Short Cyclic Structures in Polymer Model Networks: A Test of Mean Field Approximation by Monte Carlo Simulations

Abstract

A mean field rate theory description of the homo- and co-polymerization of $f$-functional molecules is developed, which contains the formation of short cyclic structures inside the network. The predictions of this model are compared with Monte-Carlo simulations of cross-linking of star polymers in solution. We find that homo-polymerizations are well captured by mean-field models at concentrations larger than one quarter of the geometrical overlap concentration. All simulation data can be fit using a single geometric parameter for cyclization. The simulation data reveal that within the range of parameters of the present study correlations among multiply connected molecules can be neglected.
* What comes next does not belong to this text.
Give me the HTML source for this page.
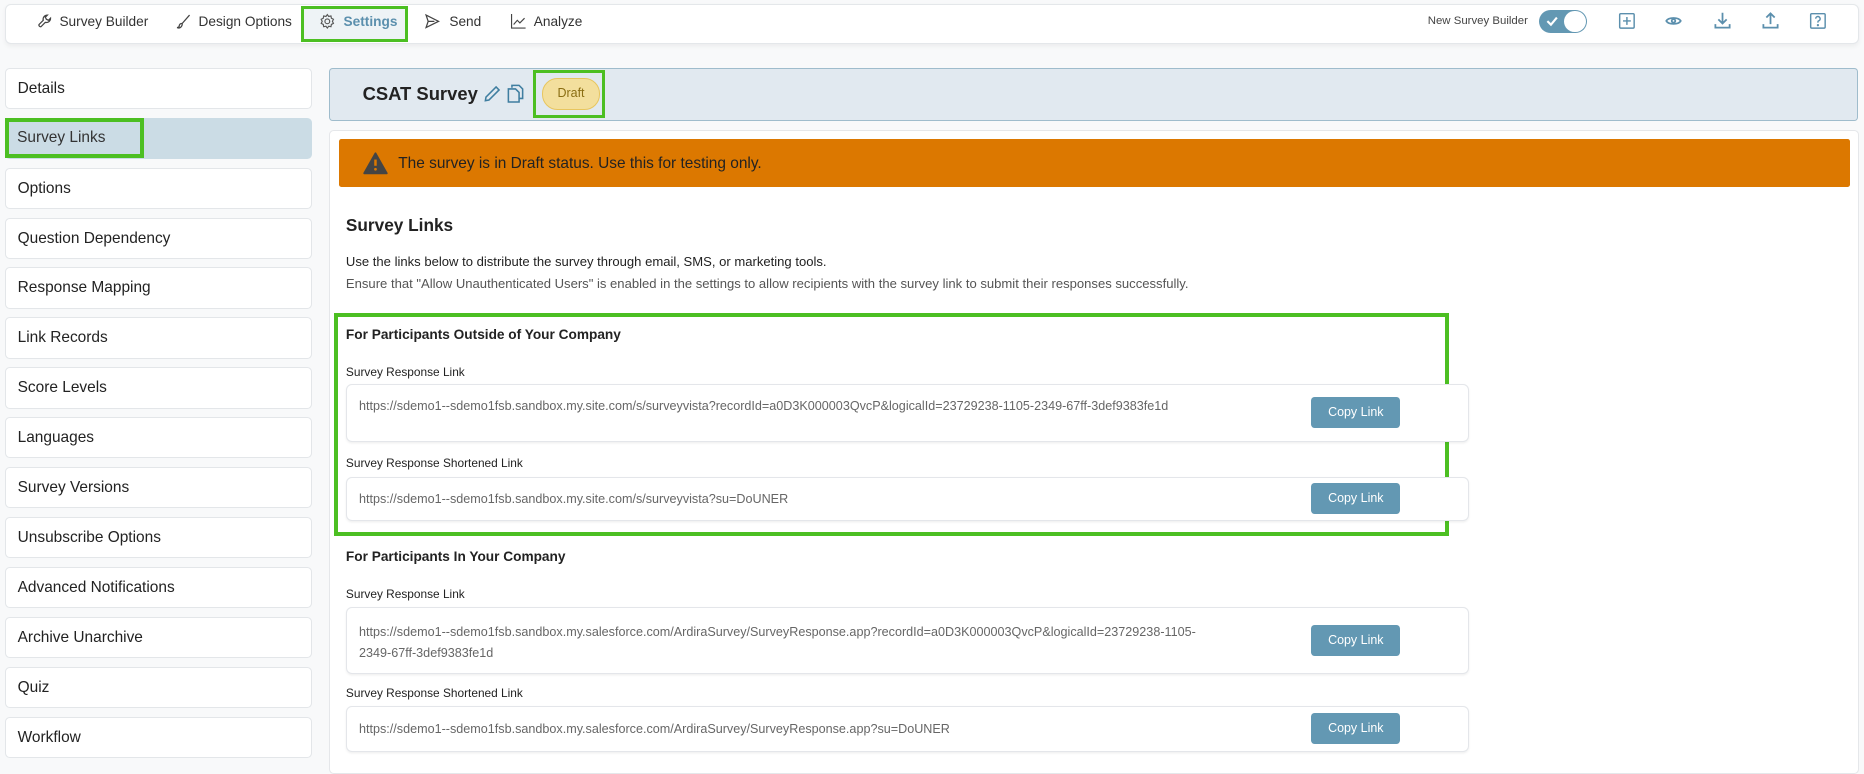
<!DOCTYPE html>
<html><head><meta charset="utf-8"><style>
html,body{margin:0;padding:0;}
body{width:1568px;height:644px;zoom:1.18878;background:#f8f9fa;font-family:"Liberation Sans",sans-serif;color:#222;position:relative;overflow:hidden;}
.a{position:absolute;white-space:nowrap;}
.top{left:4px;top:3px;width:1558px;height:32px;background:#fff;border:1px solid #e4e7ea;border-radius:5px;box-shadow:0 2px 4px rgba(0,0,0,.05);}
.nav{font-size:11.5px;color:#333;top:12px;}
.side{left:4px;width:257px;height:33px;background:#fff;border:1px solid #e3e6e9;border-radius:4px;font-size:13px;line-height:33px;text-indent:10px;color:#222;}
.box{left:291px;width:943px;background:#fff;border:1px solid #e4e6ea;border-radius:5px;box-shadow:0 1px 2px rgba(0,0,0,.06);}
.url{font-size:10.6px;color:#666;}
.btn{left:1103px;width:75px;height:26px;background:#6398b3;color:#fff;font-size:10.5px;line-height:26px;text-align:center;border-radius:3px;}
.lbl{left:291px;font-size:10px;color:#222;}
.h{left:291px;font-size:11.5px;font-weight:bold;color:#222;}
svg{position:absolute;}
</style></head><body>
<div class="a top"></div>
<svg style="left:31px;top:11px" width="14" height="14" viewBox="0 0 16 16" fill="none" stroke="#444" stroke-width="1.2"><path d="M10 2a4 4 0 0 0-4 5L2 11a1.5 1.5 0 0 0 2 2l4-4a4 4 0 0 0 5-4l-2 2-2-1-1-2z"/></svg>
<div class="a nav" style="left:50px">Survey Builder</div>
<svg style="left:147px;top:11px" width="14" height="14" viewBox="0 0 16 16" fill="none" stroke="#444" stroke-width="1.2"><path d="M14 2L7 10M7 10c-2 0-3 1-3 3-1 1-2 1-2 1 2 1 5 0 5-4z"/></svg>
<div class="a nav" style="left:167px">Design Options</div>
<div class="a" style="left:253px;top:5px;width:85px;height:25px;background:#eef3f6;border:3px solid #4cbf22"></div>
<svg style="left:268px;top:11px" width="14" height="14" viewBox="0 0 16 16" fill="none" stroke="#555" stroke-width="1.1"><circle cx="8" cy="8" r="2.3"/><path d="M8 1.5l1.3 1.8 2.2-.5.4 2.2 2 1-1 2 1 2-2 1-.4 2.2-2.2-.5L8 14.5l-1.3-1.8-2.2.5-.4-2.2-2-1 1-2-1-2 2-1 .4-2.2 2.2.5z"/></svg>
<div class="a nav" style="left:289px;color:#5b8fad;font-weight:bold">Settings</div>
<svg style="left:357px;top:11px" width="14" height="14" viewBox="0 0 16 16" fill="none" stroke="#444" stroke-width="1.2"><path d="M2 2l12 6-12 6 2-6zM4 8h6"/></svg>
<div class="a nav" style="left:378px">Send</div>
<svg style="left:429px;top:11px" width="14" height="14" viewBox="0 0 16 16" fill="none" stroke="#444" stroke-width="1.1"><path d="M1.5 1v13.5H15M3.5 11l3.5-4 2.5 2.5L14 5"/></svg>
<div class="a nav" style="left:449px">Analyze</div>
<div class="a" style="left:1201px;top:13px;font-size:9.6px;color:#444">New Survey Builder</div>
<div class="a" style="left:1295px;top:8px;width:40px;height:20px;background:#6398b3;border-radius:10px"></div>
<div class="a" style="left:1316px;top:9px;width:18px;height:18px;background:#fff;border-radius:9px"></div>
<svg style="left:1300px;top:12px" width="12" height="12" viewBox="0 0 12 12" fill="none" stroke="#fff" stroke-width="1.8"><path d="M2 6l3 3 5-6"/></svg>
<svg style="left:1361px;top:10px" width="15" height="15" viewBox="0 0 16 16" fill="none" stroke="#5b8fad" stroke-width="1.3"><rect x="1.5" y="1.5" width="13" height="13" rx="1"/><path d="M8 4.5v7M4.5 8h7"/></svg>
<svg style="left:1400px;top:10px" width="16" height="15" viewBox="0 0 16 16" fill="none" stroke="#5b8fad" stroke-width="1.6"><path d="M1.5 8c2-3.5 11-3.5 13 0-2 3.5-11 3.5-13 0z"/><circle cx="8" cy="8" r="1.6"/></svg>
<svg style="left:1441px;top:9px" width="16" height="16" viewBox="0 0 16 16" fill="none" stroke="#5b8fad" stroke-width="1.5"><path d="M8 1.5v9M4.5 7l3.5 3.5L11.5 7M2 11v3h12v-3"/></svg>
<svg style="left:1481px;top:9px" width="16" height="16" viewBox="0 0 16 16" fill="none" stroke="#5b8fad" stroke-width="1.5"><path d="M8 11V2M4.5 5.5L8 2l3.5 3.5M2 11v3h12v-3"/></svg>
<svg style="left:1522px;top:10px" width="15" height="15" viewBox="0 0 16 16" fill="none" stroke="#5b8fad" stroke-width="1.3"><rect x="1.5" y="1.5" width="13" height="13" rx="1"/><path d="M6 6a2 2 0 1 1 2.5 2c-.5.2-.5.8-.5 1.5"/><circle cx="8" cy="11.8" r=".4" fill="#5b8fad"/></svg>

<div class="a side" style="top:57px">Details</div>
<div class="a side" style="top:99px;background:#cbdce5;border-color:#cbdce5"></div>
<div class="a" style="left:4px;top:99px;width:110px;height:27px;border:4px solid #4cbf22;font-size:13px;line-height:27px;text-indent:7px;color:#333">Survey Links</div>
<div class="a side" style="top:141px">Options</div>
<div class="a side" style="top:183px">Question Dependency</div>
<div class="a side" style="top:225px">Response Mapping</div>
<div class="a side" style="top:267px">Link Records</div>
<div class="a side" style="top:309px">Score Levels</div>
<div class="a side" style="top:351px">Languages</div>
<div class="a side" style="top:393px">Survey Versions</div>
<div class="a side" style="top:435px">Unsubscribe Options</div>
<div class="a side" style="top:477px">Advanced Notifications</div>
<div class="a side" style="top:519px">Archive Unarchive</div>
<div class="a side" style="top:561px">Quiz</div>
<div class="a side" style="top:603px">Workflow</div>

<div class="a" style="left:277px;top:57px;width:1284px;height:43px;background:#e1e9f0;border:1px solid #9fbccc;border-radius:3px"></div>
<div class="a" style="left:305px;top:70px;font-size:15.5px;font-weight:bold;color:#222">CSAT Survey</div>
<svg style="left:406px;top:71px" width="16" height="16" viewBox="0 0 16 16" fill="none" stroke="#3f7ea0" stroke-width="1.3"><path d="M11 2.5l2.5 2.5L5 13.5 2 14l.5-3z"/></svg>
<svg style="left:426px;top:70px" width="16" height="18" viewBox="0 0 16 18" fill="none" stroke="#3f7ea0" stroke-width="1.3"><path d="M5 4V2h6l3 3v8h-3"/><path d="M2 5h6l3 3v8H2z"/></svg>
<div class="a" style="left:448px;top:59px;width:56px;height:35px;border:3px solid #4cbf22"></div>
<div class="a" style="left:456px;top:66px;width:47px;height:25px;background:#f3df9d;border:1px solid #e8c65e;border-radius:13px;font-size:10.5px;line-height:25px;text-align:center;color:#8a6d12">Draft</div>

<div class="a" style="left:277px;top:109px;width:1285px;height:540px;background:#fff;border:1px solid #e5e7ea;border-radius:4px"></div>
<div class="a" style="left:285px;top:117px;width:1271px;height:40px;background:#dc7800;border-radius:2px"></div>
<svg style="left:305px;top:128px" width="21" height="19" viewBox="0 0 20 18"><path d="M10 1L19 17H1z" fill="#444" stroke="#444" stroke-linejoin="round" stroke-width="1.5"/><path d="M10 6v5" stroke="#dc7800" stroke-width="2"/><circle cx="10" cy="13.8" r="1.1" fill="#dc7800"/></svg>
<div class="a" style="left:335px;top:130px;font-size:13px;color:#222">The survey is in Draft status. Use this for testing only.</div>
<div class="a" style="left:291px;top:181px;font-size:14.5px;font-weight:bold;color:#222">Survey Links</div>
<div class="a" style="left:291px;top:214px;font-size:11px;color:#222">Use the links below to distribute the survey through email, SMS, or marketing tools.</div>
<div class="a" style="left:291px;top:232px;font-size:11px;color:#555">Ensure that "Allow Unauthenticated Users" is enabled in the settings to allow recipients with the survey link to submit their responses successfully.</div>

<div class="a" style="left:281px;top:263px;width:931px;height:181px;border:4px solid #4cbf22"></div>
<div class="a h" style="top:275px">For Participants Outside of Your Company</div>
<div class="a lbl" style="top:307px">Survey Response Link</div>
<div class="a box" style="top:323px;height:47px"></div>
<div class="a url" style="left:302px;top:336px">https://sdemo1--sdemo1fsb.sandbox.my.site.com/s/surveyvista?recordId=a0D3K000003QvcP&amp;logicalId=23729238-1105-2349-67ff-3def9383fe1d</div>
<div class="a btn" style="top:334px">Copy Link</div>
<div class="a lbl" style="top:384px">Survey Response Shortened Link</div>
<div class="a box" style="top:401px;height:36px"></div>
<div class="a url" style="left:302px;top:414px">https://sdemo1--sdemo1fsb.sandbox.my.site.com/s/surveyvista?su=DoUNER</div>
<div class="a btn" style="top:406px">Copy Link</div>

<div class="a h" style="top:462px">For Participants In Your Company</div>
<div class="a lbl" style="top:494px">Survey Response Link</div>
<div class="a box" style="top:511px;height:54px"></div>
<div class="a url" style="left:302px;top:523px;line-height:18px">https://sdemo1--sdemo1fsb.sandbox.my.salesforce.com/ArdiraSurvey/SurveyResponse.app?recordId=a0D3K000003QvcP&amp;logicalId=23729238-1105-<br>2349-67ff-3def9383fe1d</div>
<div class="a btn" style="top:526px">Copy Link</div>
<div class="a lbl" style="top:577px">Survey Response Shortened Link</div>
<div class="a box" style="top:594px;height:37px"></div>
<div class="a url" style="left:302px;top:607px">https://sdemo1--sdemo1fsb.sandbox.my.salesforce.com/ArdiraSurvey/SurveyResponse.app?su=DoUNER</div>
<div class="a btn" style="top:600px">Copy Link</div>
</body></html>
Thus, mean-field treatments of homopolymerizations are reasonable approximations, if short cycles are properly addressed. Co-polymerization is considered in the case of strict A-B reactions, where all reactive groups of individual molecules are either of type A or B. For these systems we find a clear influence of the local intermixing of A and B groups for all concentrations investigated. In consequence, mean-field models are less appropriate to describe the simulation data. The lack of ring structures containing an odd number of molecules as compared to homopolymerizations at the same extent of reaction allows for the formation of stable AB networks at concentrations one order of magnitude below the geometrical overlap concentration.